VOTERS CREATE OPPORTUNITY FOR THE FUTURE
The election represents an opportunity for a break with the past that included crony capitalism and party intrusion into economic affairs. Malaysia has a history of state capitalism that hindered innovation and development. Major financial institutions such as the central bank and the sovereign wealth fund have been under the suzerainty of UMNO for decades, as have industrial operations such as Petronas, the national oil and gas company. In a clever move, the new government appointed five highly-respected experts to a Council of the Elders, a special advisory council advising the government on economic and financial matters during this transitional period that can effect difficult policies and deflect the political heat.
State capitalism was exacerbated by policies that provided preferential treatment for the native Malay, or Bumiputera, population; policies that might be described as affirmative action on steroids. Many in Malaysia are opposed to the preferential treatment, and the nature of the ruling coalition gives hope that less ethnically-defined policies can be enacted to the benefit of all Malaysians.
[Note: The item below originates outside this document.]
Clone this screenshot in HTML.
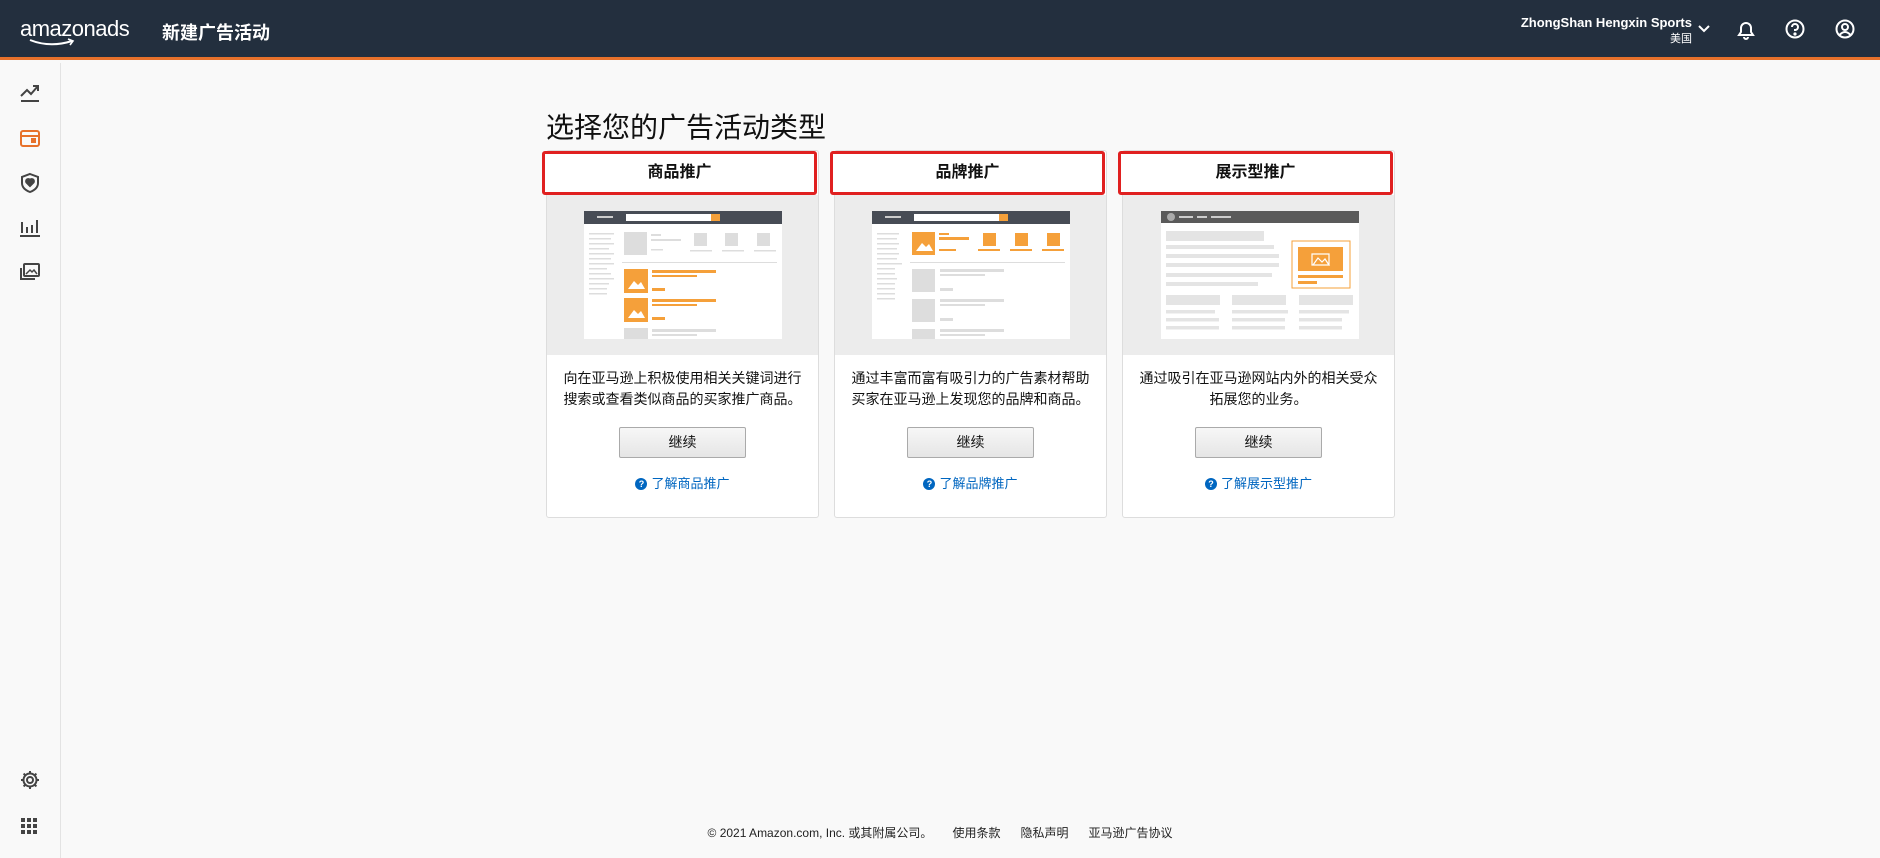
<!DOCTYPE html>
<html><head><meta charset="utf-8"><style>
*{box-sizing:border-box;margin:0;padding:0}
body{width:1880px;height:858px;background:#f9f9f9;font-family:"Liberation Sans","Noto Sans CJK SC",sans-serif;position:relative;overflow:hidden;color:#111}
.hdr{position:absolute;left:0;top:0;width:1880px;height:60px;background:#232f3e;border-bottom:3px solid #e7712b}
.logo{position:absolute;left:20px;top:16px;color:#fff;font-size:22px;letter-spacing:-0.5px}
.ttl{position:absolute;left:162px;top:19px;color:#fff;font-size:18px;font-weight:bold}
.acct{position:absolute;right:188px;top:15px;color:#fff;text-align:right;font-size:13px;line-height:16px;font-weight:bold}
.acct small{font-size:11px;font-weight:normal;display:block}
.side{position:absolute;left:0;top:63px;width:61px;height:795px;background:#f9f9f9;border-right:1px solid #e3e3e3}
.side svg{position:absolute;left:19px}
h1{position:absolute;left:546px;top:106px;font-size:28px;font-weight:normal;color:#111}
.card{position:absolute;top:150px;width:273px;height:368px;background:#fff;border:1px solid #ddd;border-radius:3px}
.card .img{position:absolute;left:0;top:44px;width:100%;height:160px;background:#ececec}
.card .tag{position:absolute;left:-5px;top:0;width:275px;height:44px;border:3px solid #e02020;border-radius:3px;background:#fff;text-align:center;font-weight:bold;font-size:16px;line-height:38px}
.card .txt{position:absolute;left:0;top:217px;width:100%;text-align:center;font-size:14px;line-height:21px;color:#111}
.card .btn{position:absolute;left:72px;top:276px;width:127px;height:31px;border:1px solid #aaa;border-radius:2px;background:linear-gradient(#f7f7f7,#e5e5e5);text-align:center;line-height:29px;font-size:14px}
.card .lk{position:absolute;left:0;top:322px;width:100%;text-align:center;font-size:13px;color:#0066c0}
.lk b{display:inline-block;width:12px;height:12px;border-radius:6px;background:#0066c0;color:#fff;font-size:9px;line-height:12px;margin-right:4px;vertical-align:1px}
.mock{position:absolute;top:60px}
.foot{position:absolute;top:824px;left:0;width:1880px;text-align:center;font-size:12px;color:#222}
.foot span{margin:0 10px}
</style></head><body>
<div class="hdr">
<div class="logo">amazonads<svg style="position:absolute;left:8px;top:22px" width="50" height="10"><path d="M2 2 Q22 10 44 3" stroke="#fff" stroke-width="2" fill="none"/><path d="M40 1 L45 3 L42 7" stroke="#fff" stroke-width="1.6" fill="none"/></svg></div>
<div class="ttl">新建广告活动</div>
<div class="acct">ZhongShan Hengxin Sports<small>美国</small></div>
<svg style="position:absolute;left:1697px;top:24px" width="14" height="10"><path d="M2 2 L7 7 L12 2" stroke="#fff" stroke-width="2" fill="none"/></svg>
<svg style="position:absolute;left:1735px;top:18px" width="22" height="24" fill="none" stroke="#fff" stroke-width="2"><path d="M4 17 L6 14 V10 A5 5 0 0 1 16 10 V14 L18 17 Z"/><path d="M9 19 A2 2 0 0 0 13 19"/></svg>
<svg style="position:absolute;left:1784px;top:18px" width="22" height="22" fill="none" stroke="#fff" stroke-width="2"><circle cx="11" cy="11" r="8.5"/><path d="M8 9 A3 3 0 1 1 11 12 V13"/><circle cx="11" cy="16" r="0.6" fill="#fff"/></svg>
<svg style="position:absolute;left:1834px;top:18px" width="22" height="22" fill="none" stroke="#fff" stroke-width="2"><circle cx="11" cy="11" r="8.5"/><circle cx="11" cy="9" r="3"/><path d="M5.5 17 Q11 11 16.5 17"/></svg>
</div>
<div class="side">
<svg style="top:20px" width="22" height="20" fill="none" stroke="#444" stroke-width="2"><path d="M2 13 L8 7 L12 11 L19 3 M14 3 H19 V8 M2 18 H20"/></svg>
<svg style="top:66px" width="22" height="20" fill="none" stroke="#e7712b" stroke-width="2"><rect x="2" y="2" width="18" height="15" rx="2"/><path d="M2 7 H20"/><rect x="13" y="10" width="3" height="3" fill="#e7712b"/></svg>
<svg style="top:109px" width="22" height="22" fill="none" stroke="#444" stroke-width="2"><path d="M11 2 L19 5 V11 Q19 17 11 20 Q3 17 3 11 V5 Z"/><path d="M11 14 L7.5 10.5 A2 2 0 0 1 11 8 A2 2 0 0 1 14.5 10.5 Z" fill="#444"/></svg>
<svg style="top:155px" width="22" height="20" fill="none" stroke="#444" stroke-width="2"><path d="M3 4 V15 M8 9 V15 M13 7 V15 M18 2 V15 M1 18 H21"/></svg>
<svg style="top:199px" width="22" height="20" fill="none" stroke="#444" stroke-width="2"><rect x="5" y="2" width="15" height="12" rx="1"/><path d="M2 6 V17 H16"/><path d="M7 12 L11 8 L13 10 L15 8 L18 12" stroke-width="1.5"/></svg>
<svg style="top:706px" width="22" height="22" fill="none" stroke="#444" stroke-width="2"><circle cx="11" cy="11" r="3"/><path d="M11 2 V4 M11 18 V20 M2 11 H4 M18 11 H20 M4.6 4.6 L6 6 M16 16 L17.4 17.4 M4.6 17.4 L6 16 M16 6 L17.4 4.6"/><circle cx="11" cy="11" r="6.5"/></svg>
<svg style="top:753px" width="20" height="20" fill="#444"><rect x="2" y="2" width="4" height="4"/><rect x="8" y="2" width="4" height="4"/><rect x="14" y="2" width="4" height="4"/><rect x="2" y="8" width="4" height="4"/><rect x="8" y="8" width="4" height="4"/><rect x="14" y="8" width="4" height="4"/><rect x="2" y="14" width="4" height="4"/><rect x="8" y="14" width="4" height="4"/><rect x="14" y="14" width="4" height="4"/></svg>
</div>
<h1>选择您的广告活动类型</h1>

<div class="card" style="left:546px">
<div class="img"></div>
<svg class="mock" style="left:37px" width="198" height="128"><rect width="198" height="128" fill="#fff"/><rect width="198" height="13" fill="#474c55"/><rect x="42" y="3" width="85" height="7" fill="#fff"/><rect x="127" y="3" width="9" height="7" fill="#f5a03a"/><rect x="13" y="5" width="16" height="2" fill="#ccc"/>
<g fill="#ddd"><rect x="5" y="22" width="25" height="1.5"/><rect x="5" y="27" width="22" height="1.5"/><rect x="5" y="32" width="25" height="1.5"/><rect x="5" y="37" width="20" height="1.5"/><rect x="5" y="42" width="25" height="1.5"/><rect x="5" y="47" width="22" height="1.5"/><rect x="5" y="52" width="25" height="1.5"/><rect x="5" y="57" width="18" height="1.5"/><rect x="5" y="62" width="22" height="1.5"/><rect x="5" y="67" width="25" height="1.5"/><rect x="5" y="72" width="20" height="1.5"/><rect x="5" y="77" width="18" height="1.5"/><rect x="5" y="82" width="18" height="1.5"/>
<rect x="40" y="21" width="23" height="23"/><rect x="67" y="23" width="10" height="2"/><rect x="67" y="28" width="30" height="2"/><rect x="67" y="38" width="12" height="1.5"/>
<rect x="110" y="22" width="13" height="13"/><rect x="141" y="22" width="13" height="13"/><rect x="173" y="22" width="13" height="13"/><rect x="106" y="39" width="22" height="1.5"/><rect x="138" y="39" width="22" height="1.5"/><rect x="170" y="39" width="22" height="1.5"/>
<rect x="38" y="51" width="155" height="1"/><rect x="40" y="117" width="24" height="11"/><rect x="68" y="118" width="64" height="3"/><rect x="68" y="123" width="45" height="2"/></g>
<g fill="#f5a03a"><rect x="40" y="58" width="24" height="24"/><rect x="68" y="59" width="64" height="3"/><rect x="68" y="64" width="45" height="2"/><rect x="68" y="77" width="13" height="3"/><rect x="40" y="87" width="24" height="24"/><rect x="68" y="88" width="64" height="3"/><rect x="68" y="93" width="45" height="2"/><rect x="68" y="106" width="13" height="3"/></g>
<g fill="#fff"><path d="M44 78 L50 70 L54 74 L57 71 L61 78 Z"/><path d="M44 107 L50 99 L54 103 L57 100 L61 107 Z"/></g></svg>
<div class="tag">商品推广</div>
<div class="txt">向在亚马逊上积极使用相关关键词进行<br>搜索或查看类似商品的买家推广商品。</div>
<div class="btn">继续</div>
<div class="lk"><b>?</b>了解商品推广</div>
</div>

<div class="card" style="left:834px">
<div class="img"></div>
<svg class="mock" style="left:37px" width="198" height="128"><rect width="198" height="128" fill="#fff"/><rect width="198" height="13" fill="#474c55"/><rect x="42" y="3" width="85" height="7" fill="#fff"/><rect x="127" y="3" width="9" height="7" fill="#f5a03a"/><rect x="13" y="5" width="16" height="2" fill="#ccc"/>
<g fill="#ddd"><rect x="5" y="22" width="22" height="1.5"/><rect x="5" y="27" width="20" height="1.5"/><rect x="5" y="32" width="22" height="1.5"/><rect x="5" y="37" width="20" height="1.5"/><rect x="5" y="42" width="22" height="1.5"/><rect x="5" y="47" width="20" height="1.5"/><rect x="5" y="52" width="25" height="1.5"/><rect x="5" y="57" width="18" height="1.5"/><rect x="5" y="62" width="18" height="1.5"/><rect x="5" y="67" width="20" height="1.5"/><rect x="5" y="72" width="18" height="1.5"/><rect x="5" y="77" width="18" height="1.5"/><rect x="5" y="82" width="18" height="1.5"/><rect x="5" y="87" width="18" height="1.5"/>
<rect x="40" y="58" width="23" height="23"/><rect x="68" y="58" width="64" height="3"/><rect x="68" y="63" width="45" height="2"/><rect x="68" y="77" width="13" height="3"/>
<rect x="40" y="88" width="23" height="23"/><rect x="68" y="88" width="64" height="3"/><rect x="68" y="93" width="45" height="2"/><rect x="68" y="107" width="13" height="3"/>
<rect x="40" y="118" width="23" height="10"/><rect x="68" y="118" width="64" height="3"/><rect x="68" y="123" width="45" height="2"/><rect x="38" y="51" width="155" height="1"/></g>
<g fill="#f5a03a"><rect x="40" y="21" width="23" height="23"/><rect x="67" y="22" width="10" height="2"/><rect x="67" y="26" width="30" height="3"/><rect x="67" y="38" width="17" height="2"/><rect x="111" y="22" width="13" height="13"/><rect x="143" y="22" width="13" height="13"/><rect x="175" y="22" width="13" height="13"/><rect x="106" y="38" width="22" height="2"/><rect x="138" y="38" width="22" height="2"/><rect x="170" y="38" width="22" height="2"/></g>
<g fill="#fff"><path d="M44 40 L50 32 L54 36 L57 33 L61 40 Z"/></g></svg>
<div class="tag">品牌推广</div>
<div class="txt">通过丰富而富有吸引力的广告素材帮助<br>买家在亚马逊上发现您的品牌和商品。</div>
<div class="btn">继续</div>
<div class="lk"><b>?</b>了解品牌推广</div>
</div>

<div class="card" style="left:1122px">
<div class="img"></div>
<svg class="mock" style="left:38px" width="198" height="128"><rect width="198" height="128" fill="#fff"/><rect width="198" height="12" fill="#5a5a5a"/><circle cx="10" cy="6" r="4" fill="#aaa"/><g fill="#ccc"><rect x="18" y="5" width="14" height="2"/><rect x="36" y="5" width="10" height="2"/><rect x="50" y="5" width="20" height="2"/></g>
<g fill="#e4e4e4"><rect x="5" y="20" width="98" height="10"/><rect x="5" y="34" width="108" height="4"/><rect x="5" y="43" width="113" height="4"/><rect x="5" y="52" width="113" height="4"/><rect x="5" y="62" width="106" height="4"/><rect x="5" y="71" width="92" height="4"/><rect x="5" y="84" width="54" height="10"/><rect x="71" y="84" width="54" height="10"/><rect x="138" y="84" width="54" height="10"/><rect x="5" y="99" width="49" height="3.5"/><rect x="71" y="99" width="56" height="3.5"/><rect x="138" y="99" width="50" height="3.5"/><rect x="5" y="107" width="53" height="3.5"/><rect x="71" y="107" width="53" height="3.5"/><rect x="138" y="107" width="43" height="3.5"/><rect x="5" y="115" width="53" height="3.5"/><rect x="71" y="115" width="53" height="3.5"/><rect x="138" y="115" width="43" height="3.5"/></g>
<rect x="131" y="30" width="58" height="47" fill="#fff" stroke="#f5a03a" stroke-width="1"/><g fill="#f5a03a"><rect x="137" y="36" width="45" height="24"/><rect x="137" y="64" width="45" height="3"/><rect x="137" y="70" width="19" height="3"/></g><path d="M152 54 L157 47 L161 51 L164 48 L168 54 Z M151 43 H168 V54 H151 Z" fill="none" stroke="#fff" stroke-width="1.2"/>
</svg>
<div class="tag">展示型推广</div>
<div class="txt">通过吸引在亚马逊网站内外的相关受众<br>拓展您的业务。</div>
<div class="btn">继续</div>
<div class="lk"><b>?</b>了解展示型推广</div>
</div>

<div class="foot"><span>© 2021 Amazon.com, Inc. 或其附属公司。</span><span>使用条款</span><span>隐私声明</span><span>亚马逊广告协议</span></div>
</body></html>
In an unexpected electoral triumph for the people, the voter, and the country, Dr. Mahathir has been given a chance to redefine his legacy and set Malaysia on a new path, one that gives free reign to the ingenuity and creativity of its people. With its diverse ethnic heritage, Malaysia already provides an admirable example of how people can coexist peacefully and work toward a common goal. Their peaceful transition from 61 years of UMNO rule is also to be admired. How much more will they achieve now that they successfully voted to end oppressive one-party rule?